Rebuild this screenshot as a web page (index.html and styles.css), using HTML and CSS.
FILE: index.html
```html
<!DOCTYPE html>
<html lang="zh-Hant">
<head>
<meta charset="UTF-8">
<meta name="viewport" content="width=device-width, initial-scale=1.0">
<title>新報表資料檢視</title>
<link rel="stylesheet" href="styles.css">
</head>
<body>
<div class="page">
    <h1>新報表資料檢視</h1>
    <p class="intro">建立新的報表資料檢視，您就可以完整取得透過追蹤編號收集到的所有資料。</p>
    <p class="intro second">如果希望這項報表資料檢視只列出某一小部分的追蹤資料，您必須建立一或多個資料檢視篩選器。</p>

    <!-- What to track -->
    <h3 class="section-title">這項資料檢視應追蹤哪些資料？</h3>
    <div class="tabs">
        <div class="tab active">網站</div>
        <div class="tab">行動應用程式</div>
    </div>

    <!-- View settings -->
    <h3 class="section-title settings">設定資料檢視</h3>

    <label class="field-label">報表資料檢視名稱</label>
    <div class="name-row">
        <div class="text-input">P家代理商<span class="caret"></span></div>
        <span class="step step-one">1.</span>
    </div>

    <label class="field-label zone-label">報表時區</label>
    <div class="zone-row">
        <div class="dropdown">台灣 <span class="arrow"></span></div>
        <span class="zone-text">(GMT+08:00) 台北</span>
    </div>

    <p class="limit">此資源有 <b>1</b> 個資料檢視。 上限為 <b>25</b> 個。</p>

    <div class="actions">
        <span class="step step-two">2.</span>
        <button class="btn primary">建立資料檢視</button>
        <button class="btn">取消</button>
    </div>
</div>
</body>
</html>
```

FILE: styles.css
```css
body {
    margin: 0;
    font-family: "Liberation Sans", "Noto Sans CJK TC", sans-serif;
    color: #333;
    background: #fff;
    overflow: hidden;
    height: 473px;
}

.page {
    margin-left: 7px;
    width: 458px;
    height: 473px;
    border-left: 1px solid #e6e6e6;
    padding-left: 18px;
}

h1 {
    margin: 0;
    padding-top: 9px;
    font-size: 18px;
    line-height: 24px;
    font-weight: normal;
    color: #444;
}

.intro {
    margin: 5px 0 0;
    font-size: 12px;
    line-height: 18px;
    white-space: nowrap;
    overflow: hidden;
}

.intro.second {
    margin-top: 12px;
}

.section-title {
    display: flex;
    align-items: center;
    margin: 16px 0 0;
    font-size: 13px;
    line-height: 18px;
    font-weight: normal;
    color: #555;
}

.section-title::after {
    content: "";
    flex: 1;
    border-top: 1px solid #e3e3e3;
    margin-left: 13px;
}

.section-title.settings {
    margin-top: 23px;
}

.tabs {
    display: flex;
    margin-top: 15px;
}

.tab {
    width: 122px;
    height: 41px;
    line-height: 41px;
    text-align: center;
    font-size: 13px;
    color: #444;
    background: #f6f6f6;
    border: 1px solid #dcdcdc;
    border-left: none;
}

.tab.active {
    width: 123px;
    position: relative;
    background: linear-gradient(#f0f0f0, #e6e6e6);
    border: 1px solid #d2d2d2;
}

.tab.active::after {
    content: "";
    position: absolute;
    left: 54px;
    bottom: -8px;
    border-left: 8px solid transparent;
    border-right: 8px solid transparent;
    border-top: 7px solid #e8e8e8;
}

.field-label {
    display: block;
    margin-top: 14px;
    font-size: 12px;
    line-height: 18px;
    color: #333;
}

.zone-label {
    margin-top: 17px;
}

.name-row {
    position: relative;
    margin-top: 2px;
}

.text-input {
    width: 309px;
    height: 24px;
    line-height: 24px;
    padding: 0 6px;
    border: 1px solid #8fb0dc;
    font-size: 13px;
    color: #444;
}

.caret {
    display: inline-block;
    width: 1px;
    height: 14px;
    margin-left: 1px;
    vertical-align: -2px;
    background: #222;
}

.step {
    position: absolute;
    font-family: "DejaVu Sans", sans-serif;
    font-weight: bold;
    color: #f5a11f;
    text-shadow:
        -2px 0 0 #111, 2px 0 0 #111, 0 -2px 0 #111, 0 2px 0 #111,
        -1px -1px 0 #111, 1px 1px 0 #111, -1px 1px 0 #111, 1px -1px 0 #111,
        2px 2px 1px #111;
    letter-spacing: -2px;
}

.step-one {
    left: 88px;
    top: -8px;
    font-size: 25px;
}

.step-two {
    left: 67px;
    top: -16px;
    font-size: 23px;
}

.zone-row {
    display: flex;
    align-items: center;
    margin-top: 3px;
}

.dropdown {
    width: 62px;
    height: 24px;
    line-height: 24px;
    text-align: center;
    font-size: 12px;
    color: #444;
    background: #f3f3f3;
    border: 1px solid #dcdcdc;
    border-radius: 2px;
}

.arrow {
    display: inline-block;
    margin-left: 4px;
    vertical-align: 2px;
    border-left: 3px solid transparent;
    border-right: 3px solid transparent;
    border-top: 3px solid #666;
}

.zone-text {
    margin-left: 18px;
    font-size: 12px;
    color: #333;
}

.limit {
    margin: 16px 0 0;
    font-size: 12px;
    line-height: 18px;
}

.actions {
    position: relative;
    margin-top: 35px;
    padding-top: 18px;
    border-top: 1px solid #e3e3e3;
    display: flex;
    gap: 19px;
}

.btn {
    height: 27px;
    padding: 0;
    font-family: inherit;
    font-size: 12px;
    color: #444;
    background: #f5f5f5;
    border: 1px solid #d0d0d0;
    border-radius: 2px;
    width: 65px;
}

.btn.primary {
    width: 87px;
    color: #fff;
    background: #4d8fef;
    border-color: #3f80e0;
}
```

* * *

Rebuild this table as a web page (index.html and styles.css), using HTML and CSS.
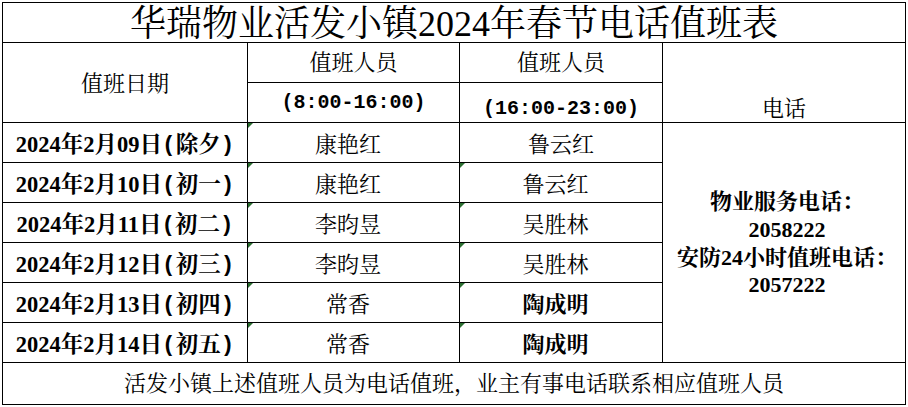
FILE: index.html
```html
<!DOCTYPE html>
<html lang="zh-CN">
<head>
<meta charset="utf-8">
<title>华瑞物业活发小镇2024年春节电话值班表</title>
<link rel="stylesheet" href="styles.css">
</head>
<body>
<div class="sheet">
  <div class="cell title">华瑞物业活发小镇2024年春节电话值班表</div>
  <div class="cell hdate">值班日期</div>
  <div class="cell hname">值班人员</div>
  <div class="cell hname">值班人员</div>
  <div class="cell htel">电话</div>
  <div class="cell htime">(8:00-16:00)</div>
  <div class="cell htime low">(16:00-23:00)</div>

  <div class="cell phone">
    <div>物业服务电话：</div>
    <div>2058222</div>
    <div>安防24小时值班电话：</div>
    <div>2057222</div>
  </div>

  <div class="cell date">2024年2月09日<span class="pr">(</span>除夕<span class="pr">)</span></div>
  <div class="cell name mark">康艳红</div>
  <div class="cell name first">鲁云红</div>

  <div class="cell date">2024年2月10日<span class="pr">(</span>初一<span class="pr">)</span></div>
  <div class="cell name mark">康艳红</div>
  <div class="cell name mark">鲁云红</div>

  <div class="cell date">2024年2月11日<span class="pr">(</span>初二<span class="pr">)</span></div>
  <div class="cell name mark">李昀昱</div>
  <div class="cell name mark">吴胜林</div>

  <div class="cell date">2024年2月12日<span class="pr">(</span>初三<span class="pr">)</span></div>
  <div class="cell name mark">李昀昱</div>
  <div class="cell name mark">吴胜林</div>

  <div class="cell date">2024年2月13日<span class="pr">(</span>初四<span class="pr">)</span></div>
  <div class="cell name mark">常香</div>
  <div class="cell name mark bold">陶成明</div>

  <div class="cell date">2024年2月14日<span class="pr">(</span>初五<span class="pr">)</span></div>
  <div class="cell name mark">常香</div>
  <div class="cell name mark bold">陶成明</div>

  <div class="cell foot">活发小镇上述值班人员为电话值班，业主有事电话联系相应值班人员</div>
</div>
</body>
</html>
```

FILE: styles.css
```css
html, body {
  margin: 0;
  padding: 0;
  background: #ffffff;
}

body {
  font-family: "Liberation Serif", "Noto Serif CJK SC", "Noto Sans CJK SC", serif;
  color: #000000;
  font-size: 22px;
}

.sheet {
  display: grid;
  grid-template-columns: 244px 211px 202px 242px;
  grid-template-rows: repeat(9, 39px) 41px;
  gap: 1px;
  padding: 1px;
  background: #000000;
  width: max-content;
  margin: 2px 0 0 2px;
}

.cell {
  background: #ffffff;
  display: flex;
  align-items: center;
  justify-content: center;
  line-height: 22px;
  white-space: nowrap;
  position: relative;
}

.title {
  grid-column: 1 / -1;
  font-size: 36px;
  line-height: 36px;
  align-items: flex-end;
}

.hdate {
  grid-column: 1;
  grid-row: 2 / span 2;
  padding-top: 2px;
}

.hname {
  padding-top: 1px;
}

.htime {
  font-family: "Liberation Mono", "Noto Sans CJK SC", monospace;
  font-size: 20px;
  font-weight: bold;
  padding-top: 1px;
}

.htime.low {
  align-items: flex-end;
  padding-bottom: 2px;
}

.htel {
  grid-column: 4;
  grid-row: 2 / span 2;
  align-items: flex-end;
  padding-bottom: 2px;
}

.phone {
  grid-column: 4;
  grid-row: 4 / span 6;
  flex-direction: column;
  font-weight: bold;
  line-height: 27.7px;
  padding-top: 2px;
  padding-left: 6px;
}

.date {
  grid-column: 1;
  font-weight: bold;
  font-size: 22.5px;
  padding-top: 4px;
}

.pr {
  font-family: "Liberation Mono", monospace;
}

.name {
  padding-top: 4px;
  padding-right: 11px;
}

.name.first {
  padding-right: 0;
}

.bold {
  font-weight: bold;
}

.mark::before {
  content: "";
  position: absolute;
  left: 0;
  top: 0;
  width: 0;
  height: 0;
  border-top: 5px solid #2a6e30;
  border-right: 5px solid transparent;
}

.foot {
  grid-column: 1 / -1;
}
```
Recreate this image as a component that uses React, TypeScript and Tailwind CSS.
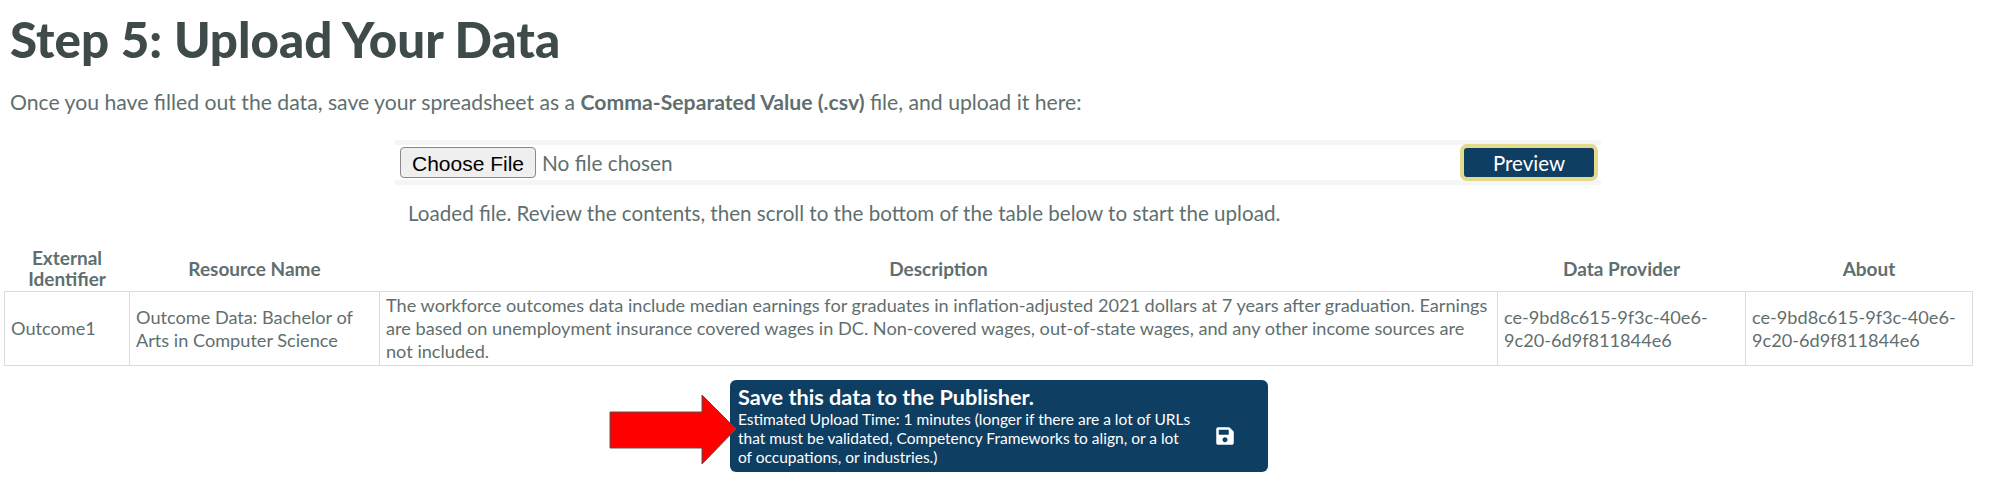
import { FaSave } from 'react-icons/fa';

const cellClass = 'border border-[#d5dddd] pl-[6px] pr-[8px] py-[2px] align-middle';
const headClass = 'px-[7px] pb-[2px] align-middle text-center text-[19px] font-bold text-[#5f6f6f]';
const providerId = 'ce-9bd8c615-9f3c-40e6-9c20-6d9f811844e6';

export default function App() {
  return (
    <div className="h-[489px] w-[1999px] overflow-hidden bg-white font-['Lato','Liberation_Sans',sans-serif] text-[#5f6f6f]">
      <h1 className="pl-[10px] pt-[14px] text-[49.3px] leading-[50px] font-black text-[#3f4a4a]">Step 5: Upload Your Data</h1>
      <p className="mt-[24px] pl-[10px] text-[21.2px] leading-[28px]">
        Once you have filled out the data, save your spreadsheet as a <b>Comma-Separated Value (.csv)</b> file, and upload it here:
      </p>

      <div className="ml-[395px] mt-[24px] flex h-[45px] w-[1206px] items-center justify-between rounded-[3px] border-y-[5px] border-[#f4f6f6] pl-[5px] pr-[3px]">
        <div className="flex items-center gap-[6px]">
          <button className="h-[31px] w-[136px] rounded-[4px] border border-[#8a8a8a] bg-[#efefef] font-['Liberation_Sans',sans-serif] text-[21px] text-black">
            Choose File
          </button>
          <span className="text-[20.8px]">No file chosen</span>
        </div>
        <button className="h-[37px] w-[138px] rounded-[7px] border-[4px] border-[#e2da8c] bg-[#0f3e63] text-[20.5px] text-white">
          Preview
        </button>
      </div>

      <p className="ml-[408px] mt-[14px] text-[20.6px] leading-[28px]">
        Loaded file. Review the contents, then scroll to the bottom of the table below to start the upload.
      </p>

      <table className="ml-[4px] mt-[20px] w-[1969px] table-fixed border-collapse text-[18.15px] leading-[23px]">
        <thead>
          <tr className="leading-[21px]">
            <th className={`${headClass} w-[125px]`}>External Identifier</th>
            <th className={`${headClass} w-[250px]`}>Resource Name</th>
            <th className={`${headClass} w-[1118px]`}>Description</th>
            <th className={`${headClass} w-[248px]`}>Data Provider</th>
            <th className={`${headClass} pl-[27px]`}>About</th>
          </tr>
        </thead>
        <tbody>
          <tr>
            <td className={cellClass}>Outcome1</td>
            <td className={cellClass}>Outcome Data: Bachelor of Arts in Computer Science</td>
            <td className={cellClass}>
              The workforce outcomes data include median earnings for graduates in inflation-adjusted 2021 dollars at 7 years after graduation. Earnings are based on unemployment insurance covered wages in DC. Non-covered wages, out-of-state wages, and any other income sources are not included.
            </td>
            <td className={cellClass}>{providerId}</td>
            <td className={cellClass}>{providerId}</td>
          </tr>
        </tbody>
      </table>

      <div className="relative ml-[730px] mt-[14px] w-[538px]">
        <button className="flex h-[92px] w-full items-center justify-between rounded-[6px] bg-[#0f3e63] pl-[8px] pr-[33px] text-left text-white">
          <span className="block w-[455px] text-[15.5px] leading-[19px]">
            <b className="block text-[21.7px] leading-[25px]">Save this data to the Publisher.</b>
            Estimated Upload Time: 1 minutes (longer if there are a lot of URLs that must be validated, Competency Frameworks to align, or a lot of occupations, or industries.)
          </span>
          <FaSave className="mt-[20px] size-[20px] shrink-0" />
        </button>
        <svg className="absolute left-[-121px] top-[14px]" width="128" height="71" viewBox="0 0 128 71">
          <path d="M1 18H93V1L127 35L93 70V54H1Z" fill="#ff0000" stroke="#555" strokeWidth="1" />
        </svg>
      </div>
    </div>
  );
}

--

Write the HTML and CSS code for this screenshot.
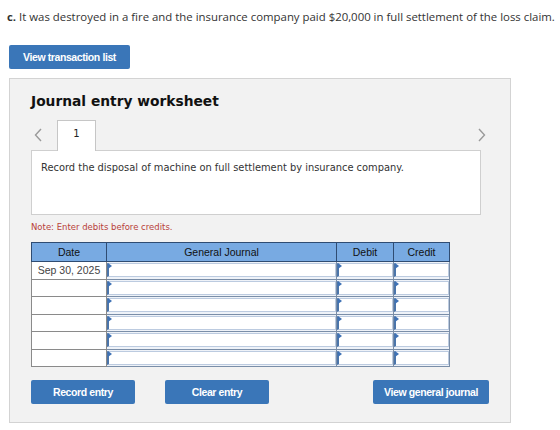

--- TASK ---
What's needed is an exact copy of the records above from the line containing "Recreate this image" down to the line containing "const providerId = 'ce-9bd8c615-9f3c-40e6-9c20-6d9f811844e6';", both included, without any pictures.

--- ANSWER TO THIS EXERCISE ---
Recreate this image as a component that uses React, TypeScript and Tailwind CSS.
import { FaSave } from 'react-icons/fa';

const cellClass = 'border border-[#d5dddd] pl-[6px] pr-[8px] py-[2px] align-middle';
const headClass = 'px-[7px] pb-[2px] align-middle text-center text-[19px] font-bold text-[#5f6f6f]';
const providerId = 'ce-9bd8c615-9f3c-40e6-9c20-6d9f811844e6';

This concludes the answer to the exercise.